Court's Reasoning on Fraud Claim
Conversely, the court allowed Opal's fraud claim to stand, reasoning that this claim was based on separate allegations that did not rely on trade secret misappropriation. The core of Opal's fraud claim involved misrepresentations made by Sprinklr during a phone call on May 1, 2014, where Sprinklr allegedly made false statements regarding its access to Opal's software and its intentions toward their business relationship. The court found that these misrepresentations were distinct from the allegations concerning the misappropriation of trade secrets, as they pertained to Sprinklr's conduct and assurances that led Opal to continue its partnership. The court emphasized that while there might be some overlap, the essence of the fraud claim was not primarily centered on the alleged misappropriation of trade secrets, thereby allowing Opal to pursue this claim independently.
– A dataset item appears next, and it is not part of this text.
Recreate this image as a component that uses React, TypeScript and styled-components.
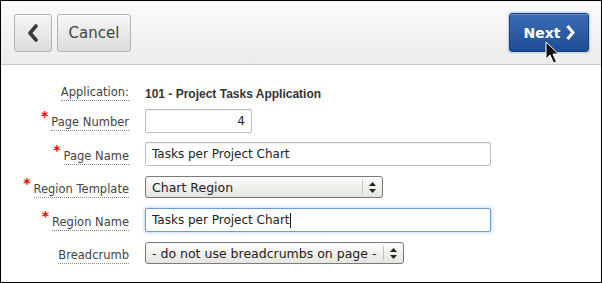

Court's Conclusion on Summary Judgment Motions
In its conclusion, the court granted in part and denied in part both parties' motions for summary judgment. It denied Sprinklr's motion concerning Opal's combination trade secret claim and breach of the implied covenant of good faith and fair dealing, allowing those claims to proceed. However, it granted summary judgment in favor of Sprinklr regarding Opal's tortious interference claim, determining that it was preempted by the OUTSA. The court's ruling reflected a careful consideration of the interplay between trade secret law and the other claims raised by Opal, reinforcing the notion that claims could coexist if they were based on distinct facts. Ultimately, the court aimed to ensure that the legal protections surrounding trade secrets were not undermined while also allowing for claims of fraud that arose from separate misconduct by Sprinklr.